The woman didn’t care about facts. She cared about ratings. Sure, she knew he’d been a sniper, but he’d never confided in her. Not once about that time in his life. “Watch out for slander this time,” he murmured, not forgetting she’d accused him of being a serial killer just a month ago.

“I’m sorry about that, but when Zeke Caine kidnapped me, he made it seem like it was you. I was one of his victims, too.” She pushed a strand of hair away from her smooth face.

Huck motioned for one of the county deputies, who ran up, eyes wide. “Make sure none of them follow us. Thanks.” He ignored Rachel’s sputtering and moved out into the street.
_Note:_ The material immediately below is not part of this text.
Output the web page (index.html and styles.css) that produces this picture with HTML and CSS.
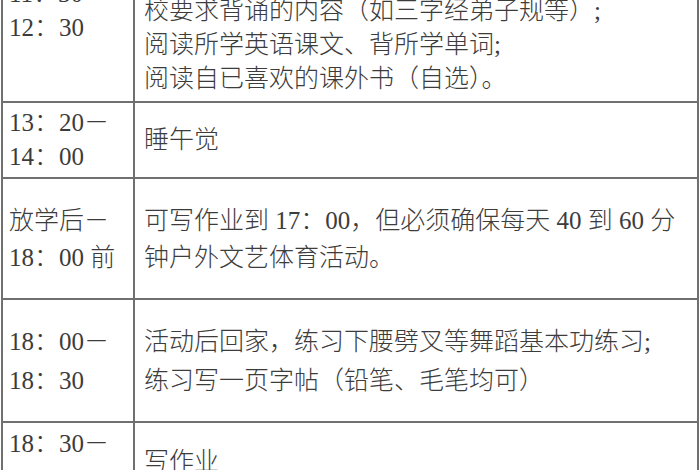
FILE: index.html
```html
<!DOCTYPE html>
<html lang="zh-CN">
<head>
<meta charset="utf-8">
<title>作息时间表</title>
<link rel="stylesheet" href="styles.css">
</head>
<body>
<div class="sheet">
  <div class="row r1">
    <div class="cell time"><p>11：30－</p><p>12：30</p></div>
    <div class="cell task"><p>午饭后休息，读书半小时：</p><p>读语文课本、背诵学</p><p>校要求背诵的内容（如三字经弟子规等）;</p><p>阅读所学英语课文、背所学单词;</p><p>阅读自已喜欢的课外书（自选）。</p></div>
  </div>
  <div class="row r2">
    <div class="cell time"><p>13：20－</p><p>14：00</p></div>
    <div class="cell task"><p>睡午觉</p></div>
  </div>
  <div class="row r3">
    <div class="cell time"><p>放学后－</p><p>18：00 前</p></div>
    <div class="cell task"><p>可写作业到 17：00，但必须确保每天 40 到 60 分</p><p>钟户外文艺体育活动。</p></div>
  </div>
  <div class="row r4">
    <div class="cell time"><p>18：00－</p><p>18：30</p></div>
    <div class="cell task"><p>活动后回家，练习下腰劈叉等舞蹈基本功练习;</p><p>练习写一页字帖（铅笔、毛笔均可）</p></div>
  </div>
  <div class="row r5">
    <div class="cell time"><p>18：30－</p><p>19：30</p></div>
    <div class="cell task"><p>写作业</p></div>
  </div>
</div>
</body>
</html>
```
FILE: styles.css
```css
html, body {
  margin: 0;
  padding: 0;
  background: #ffffff;
  overflow: hidden;
}
body {
  width: 700px;
  height: 470px;
  font-family: "Liberation Serif", "Noto Sans CJK SC", serif;
  font-size: 25px;
  font-weight: 300;
  color: #3c3c3c;
}
.sheet {
  margin: -80px 0 0 1px;
  width: 696px;
  border-left: 2px solid #707070;
}
.row {
  display: grid;
  grid-template-columns: 132px 1fr;
  border-bottom: 2px solid #707070;
  box-sizing: border-box;
}
.cell {
  display: flex;
  flex-direction: column;
  justify-content: center;
  border-right: 2px solid #707070;
}
.cell p {
  margin: 0;
  white-space: nowrap;
}
.time { padding-left: 6px; }
.task { padding-left: 9px; }
.r1 { height: 183px; line-height: 34px; }
.r2 { height: 76px; line-height: 34px; }
.r3 { height: 121px; line-height: 37px; }
.r4 { height: 123px; line-height: 39px; }
.r5 { height: 80px; line-height: 36px; }
```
The three of them cut through the edge of the crowd, drawing a few camera lenses and more than one shouted question. Huck didn’t break stride. He didn’t even glance at the press.
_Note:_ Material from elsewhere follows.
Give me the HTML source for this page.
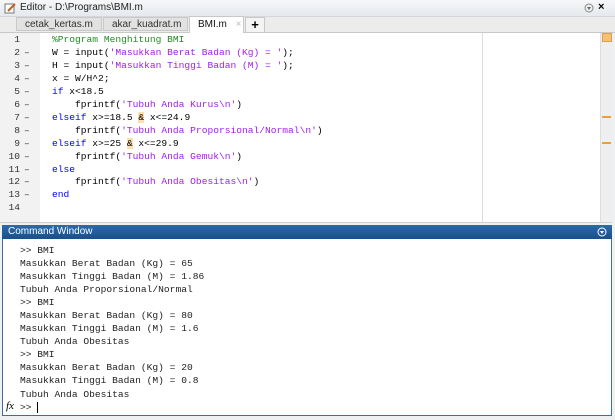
<!DOCTYPE html><html><head><style>
body{margin:0;width:615px;height:420px;background:#eef0f2;font-family:"Liberation Sans",sans-serif;position:relative;overflow:hidden}
.a{position:absolute}
.m{font-family:"Liberation Mono",monospace;font-size:9.6px;white-space:pre}
.g{color:#228b22}.p{color:#a020f0}.b{color:#0000ff}
</style></head><body>
<div class="a" style="left:0;top:0;width:615px;height:16px;background:linear-gradient(#f6f7f9,#e6e9ed);border-bottom:1px solid #d4d8dd"></div>
<svg class="a" style="left:4px;top:2px" width="12" height="12"><rect x="1" y="2" width="9" height="9" fill="#fff" stroke="#777"/><path d="M4 9 L11 2" stroke="#c06020" stroke-width="2"/></svg>
<div class="a" style="left:20px;top:2px;font-size:10px;color:#222">Editor - D:\Programs\BMI.m</div>
<svg class="a" style="left:584px;top:3px" width="10" height="10"><circle cx="5" cy="5" r="4" fill="#eee" stroke="#888"/><path d="M3 4h4l-2 3z" fill="#666"/></svg>
<div class="a" style="left:598px;top:1px;font-size:11px;font-weight:bold">×</div>
<div class="a" style="left:0;top:17px;width:615px;height:15px;background:#ececec;border-bottom:1px solid #c8c8c8"></div>
<div class="a" style="left:16px;top:17px;width:86px;height:14px;background:#e2e2e2;border:1px solid #c8c8c8;font-size:10px;color:#333;line-height:14px;padding-left:8px;box-sizing:border-box">cetak_kertas.m <span style="color:#bbb;margin-left:4px">×</span></div>
<div class="a" style="left:103px;top:17px;width:85px;height:14px;background:#e2e2e2;border:1px solid #c8c8c8;font-size:10px;color:#333;line-height:14px;padding-left:8px;box-sizing:border-box">akar_kuadrat.m <span style="color:#bbb;margin-left:4px">×</span></div>
<div class="a" style="left:189px;top:16px;width:55px;height:17px;background:#fff;border:1px solid #c8c8c8;border-bottom:none;font-size:10px;color:#111;line-height:16px;padding-left:8px;box-sizing:border-box">BMI.m <span style="color:#bbb;margin-left:6px">×</span></div>
<div class="a" style="left:245px;top:17px;width:18px;height:14px;background:#f4f4f4;border:1px solid #c8c8c8;font-size:13px;font-weight:bold;line-height:13px;text-align:center">+</div>
<div class="a" style="left:0;top:33px;width:612px;height:189px;background:#fff;border-bottom:1px solid #d0d0d0"></div>
<div class="a" style="left:0;top:33px;width:40px;height:189px;background:#f2f2f2"></div>
<div class="a" style="left:482px;top:33px;width:1px;height:189px;background:#ddd"></div>
<div class="a" style="left:600px;top:33px;width:12px;height:189px;background:#efefef;border-left:1px solid #ddd"></div>
<div class="a" style="left:602px;top:33px;width:8px;height:7px;background:#f8c070;border:1px solid #d8a050"></div>
<div class="a" style="left:602px;top:116px;width:9px;height:2px;background:#f0a030"></div>
<div class="a" style="left:602px;top:142px;width:9px;height:2px;background:#f0a030"></div>
<div class="a m" style="left:6px;top:34px;line-height:12.95px;color:#333;text-align:right;width:14px">1
2
3
4
5
6
7
8
9
10
11
12
13
14</div>
<div class="a m" style="left:24px;top:34px;line-height:12.95px;color:#333">
–
–
–
–
–
–
–
–
–
–
–
–</div>
<div class="a m" style="left:52px;top:34px;line-height:12.95px;color:#000"><span class="g">%Program Menghitung BMI</span>
W = input(<span class="p">'Masukkan Berat Badan (Kg) = '</span>);
H = input(<span class="p">'Masukkan Tinggi Badan (M) = '</span>);
x = W/H^2;
<span class="b">if</span> x&lt;18.5
    fprintf(<span class="p">'Tubuh Anda Kurus\n'</span>)
<span class="b">elseif</span> x&gt;=18.5 <span style="background:#fde0b0">&amp;</span> x&lt;=24.9
    fprintf(<span class="p">'Tubuh Anda Proporsional/Normal\n'</span>)
<span class="b">elseif</span> x&gt;=25 <span style="background:#fde0b0">&amp;</span> x&lt;=29.9
    fprintf(<span class="p">'Tubuh Anda Gemuk\n'</span>)
<span class="b">else</span>
    fprintf(<span class="p">'Tubuh Anda Obesitas\n'</span>)
<span class="b">end</span></div>
<div class="a" style="left:2px;top:225px;width:610px;height:14px;background:linear-gradient(#2d6aa8,#184f8c);color:#fff;font-size:10px;line-height:14px;padding-left:6px;box-sizing:border-box">Command Window</div>
<svg class="a" style="left:597px;top:227px" width="10" height="10"><circle cx="5" cy="5" r="4" fill="none" stroke="#fff"/><path d="M3 4h4l-2 3z" fill="#fff"/></svg>
<div class="a" style="left:2px;top:239px;width:608px;height:176px;background:#fff;border:1px solid #3a6ea8;border-top:none"></div>
<div class="a m" style="left:20px;top:244px;line-height:13.05px;color:#222">&gt;&gt; BMI
Masukkan Berat Badan (Kg) = 65
Masukkan Tinggi Badan (M) = 1.86
Tubuh Anda Proporsional/Normal
&gt;&gt; BMI
Masukkan Berat Badan (Kg) = 80
Masukkan Tinggi Badan (M) = 1.6
Tubuh Anda Obesitas
&gt;&gt; BMI
Masukkan Berat Badan (Kg) = 20
Masukkan Tinggi Badan (M) = 0.8
Tubuh Anda Obesitas
&gt;&gt; <span style="border-left:1px solid #000"> </span></div>
<div class="a" style="left:6px;top:400px;font-family:'Liberation Serif',serif;font-style:italic;font-size:11px">fx</div>
</body></html>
The sidewalk shimmered with rainwater. Old brick storefronts blurred past in Huck’s periphery as they moved toward the Co-Op tower. Half the top floor windows were punched out from storms or vagrants. A place like that, quiet and forgotten, made the perfect blind.
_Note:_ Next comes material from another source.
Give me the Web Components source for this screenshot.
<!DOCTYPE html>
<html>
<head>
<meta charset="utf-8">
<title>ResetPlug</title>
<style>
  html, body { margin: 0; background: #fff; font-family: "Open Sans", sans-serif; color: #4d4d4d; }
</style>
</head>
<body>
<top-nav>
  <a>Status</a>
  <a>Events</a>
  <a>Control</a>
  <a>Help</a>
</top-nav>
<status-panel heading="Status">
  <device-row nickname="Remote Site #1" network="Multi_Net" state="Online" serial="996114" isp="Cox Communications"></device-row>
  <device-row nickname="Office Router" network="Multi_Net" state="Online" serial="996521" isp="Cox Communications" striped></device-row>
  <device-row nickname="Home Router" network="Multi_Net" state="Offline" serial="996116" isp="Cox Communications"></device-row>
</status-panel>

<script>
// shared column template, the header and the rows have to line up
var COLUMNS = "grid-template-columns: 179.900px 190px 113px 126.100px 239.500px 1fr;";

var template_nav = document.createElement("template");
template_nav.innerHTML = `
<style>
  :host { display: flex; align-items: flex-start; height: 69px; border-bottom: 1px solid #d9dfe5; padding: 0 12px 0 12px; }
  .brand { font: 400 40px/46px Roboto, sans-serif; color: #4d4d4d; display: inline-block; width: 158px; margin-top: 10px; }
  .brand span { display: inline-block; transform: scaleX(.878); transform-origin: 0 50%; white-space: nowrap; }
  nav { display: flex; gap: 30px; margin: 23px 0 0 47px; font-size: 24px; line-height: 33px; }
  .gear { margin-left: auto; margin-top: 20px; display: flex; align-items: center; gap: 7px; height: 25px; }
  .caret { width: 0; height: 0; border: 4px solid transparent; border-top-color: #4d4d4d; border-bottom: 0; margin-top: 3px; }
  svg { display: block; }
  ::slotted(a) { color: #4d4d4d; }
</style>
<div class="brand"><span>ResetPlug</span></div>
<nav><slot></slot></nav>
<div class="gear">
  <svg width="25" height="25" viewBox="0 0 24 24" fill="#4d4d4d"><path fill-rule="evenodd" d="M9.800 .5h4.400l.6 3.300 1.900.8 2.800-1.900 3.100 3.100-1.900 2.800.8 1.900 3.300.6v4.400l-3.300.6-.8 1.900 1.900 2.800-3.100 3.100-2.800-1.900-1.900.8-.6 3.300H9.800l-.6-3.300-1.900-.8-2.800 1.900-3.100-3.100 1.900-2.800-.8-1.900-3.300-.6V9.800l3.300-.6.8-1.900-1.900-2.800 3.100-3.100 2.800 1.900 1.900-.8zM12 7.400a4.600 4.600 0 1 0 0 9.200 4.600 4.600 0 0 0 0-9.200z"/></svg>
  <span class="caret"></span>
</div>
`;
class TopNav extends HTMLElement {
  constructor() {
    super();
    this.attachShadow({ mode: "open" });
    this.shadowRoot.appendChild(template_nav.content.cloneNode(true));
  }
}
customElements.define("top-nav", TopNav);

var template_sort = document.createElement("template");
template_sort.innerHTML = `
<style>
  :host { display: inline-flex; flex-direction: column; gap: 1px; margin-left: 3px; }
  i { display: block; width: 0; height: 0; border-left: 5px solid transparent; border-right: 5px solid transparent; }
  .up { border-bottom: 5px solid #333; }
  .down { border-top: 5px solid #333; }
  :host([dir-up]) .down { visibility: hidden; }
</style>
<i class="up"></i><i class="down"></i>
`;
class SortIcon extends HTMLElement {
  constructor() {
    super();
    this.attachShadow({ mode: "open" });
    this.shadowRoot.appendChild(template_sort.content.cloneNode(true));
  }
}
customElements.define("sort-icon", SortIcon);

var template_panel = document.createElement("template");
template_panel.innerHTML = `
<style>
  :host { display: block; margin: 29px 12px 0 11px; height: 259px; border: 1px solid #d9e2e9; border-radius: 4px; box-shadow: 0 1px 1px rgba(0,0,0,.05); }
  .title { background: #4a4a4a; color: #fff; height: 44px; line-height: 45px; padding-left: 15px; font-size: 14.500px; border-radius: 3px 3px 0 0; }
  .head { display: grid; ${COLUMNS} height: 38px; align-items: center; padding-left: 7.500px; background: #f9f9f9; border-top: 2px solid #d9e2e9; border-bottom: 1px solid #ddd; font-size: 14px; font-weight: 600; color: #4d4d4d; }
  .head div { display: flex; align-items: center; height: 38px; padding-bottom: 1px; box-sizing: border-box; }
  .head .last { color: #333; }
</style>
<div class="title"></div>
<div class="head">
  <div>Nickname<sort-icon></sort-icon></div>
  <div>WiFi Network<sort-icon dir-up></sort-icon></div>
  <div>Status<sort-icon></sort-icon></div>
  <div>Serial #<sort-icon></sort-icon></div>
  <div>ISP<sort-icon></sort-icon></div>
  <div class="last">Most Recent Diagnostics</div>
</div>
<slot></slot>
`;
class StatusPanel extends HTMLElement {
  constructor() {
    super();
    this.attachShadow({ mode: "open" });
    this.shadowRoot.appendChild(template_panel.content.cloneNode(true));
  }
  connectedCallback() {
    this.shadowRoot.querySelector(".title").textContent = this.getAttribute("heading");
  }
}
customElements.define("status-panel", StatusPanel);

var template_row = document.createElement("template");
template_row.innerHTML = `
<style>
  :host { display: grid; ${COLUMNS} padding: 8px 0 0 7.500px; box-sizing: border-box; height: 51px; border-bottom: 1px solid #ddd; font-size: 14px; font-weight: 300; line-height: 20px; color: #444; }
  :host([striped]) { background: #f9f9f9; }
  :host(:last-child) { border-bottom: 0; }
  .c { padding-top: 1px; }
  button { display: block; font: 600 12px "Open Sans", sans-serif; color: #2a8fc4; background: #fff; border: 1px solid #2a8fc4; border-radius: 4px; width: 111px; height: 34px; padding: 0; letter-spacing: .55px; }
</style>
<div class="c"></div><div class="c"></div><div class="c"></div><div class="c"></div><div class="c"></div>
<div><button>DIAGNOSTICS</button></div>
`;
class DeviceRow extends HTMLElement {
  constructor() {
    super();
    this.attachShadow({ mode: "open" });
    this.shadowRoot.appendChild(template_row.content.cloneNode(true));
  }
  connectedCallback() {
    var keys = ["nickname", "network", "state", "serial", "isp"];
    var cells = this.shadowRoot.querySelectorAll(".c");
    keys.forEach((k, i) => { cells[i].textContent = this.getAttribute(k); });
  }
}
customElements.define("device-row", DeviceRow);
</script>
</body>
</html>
York pulled a key ring from his jacket as they approached. “The city gave me master access after the copper thefts last year.” He grunted as he unlocked the rusting side entrance to shove open the door, its hinges squealing loud enough to echo off the buildings behind them.

The inside smelled like dust and waterlogged insulation. Graffiti crawled across the hallway walls like veins. Huck took the lead up the narrow stairwell, flashlight beam bouncing off cracked tile. His steps remained nearly silent.

“You think they stayed long?” Norrs asked from behind him.

“No,” Huck said. “But long enough to get the shot right. And they weren’t in a hurry on the way in.”

Norrs sneezed twice. “How do you know?”

“They didn’t go through the front entrance. No smashed lock. They had a key or a tool set.”

York blew out a breath behind them. “So what, we’re looking for someone with real estate access and a rifle habit?”

“We’re looking for someone who understands patience,” Huck said.

They reached the twelfth floor. The landing was wide, empty except for old office chairs and broken-down electrical panels. Puddles reflected the pale daylight slipping through shattered glass.

Huck scanned for footprints in the dust. Something more than the usual. Ten feet from the west-facing window, he stopped. “Here.”

The gravel and dirt along the floor had been disturbed and flattened in a tight oval. Prone position. Elbows, belly, bipod legs. An old radiator beside it had been shifted just enough to offer cover. The shooter had created a nest. Clean. Temporary. Huck crouched and aimed his flashlight.

Brass glinted near the baseboard.

“Round was fired from here.” He picked up the casing delicately in his gloved hand. “Seven-six-two. Could’ve been Lapua, maybe a custom load.”

York stood behind him, arms crossed tight. “They leave a signature?”

“No,” Huck said. “They left competence. That’s worse.”

“Any prints?”

“Not if they wore gloves. Which they did.” Huck turned toward the window, kneeling at the spot where the shooter had lain.

The angle was perfect. The courthouse steps lined up directly in the center of the broken glass frame.

He imagined Abigail standing there. Head, shoulders, vest. The timing had been exact.

Norrs moved slowly around the space. “There’s no second casing.”

“Because there was no second shot,” Huck replied. “One round. No wasted motion. They weren’t here to make noise.” But the sniper had failed.

York looked unconvinced. “Could’ve been a warning. Could’ve been meant to scare.”

Huck stood and turned to face him. “He aimed for her chest and had no way of knowing she wore a vest. Shit. I watched her walk by me and didn’t know. It’s an aberration and not one I would’ve planned for in this case.” He studied Norrs. “You’re paranoid. I didn’t read that in you.”

Norrs looked around the dusty area. “Not paranoid. I just love her.”

Well, shit. Abigail Caine was a predator, pure and deep. She had no problem using people and no hesitation when it came to killing. The farther Huck kept Norrs from this investigation, the better. “I need to interview you.” Well, after he managed to get assigned the case. Somehow.

He and Laurel should’ve stayed in Cabo.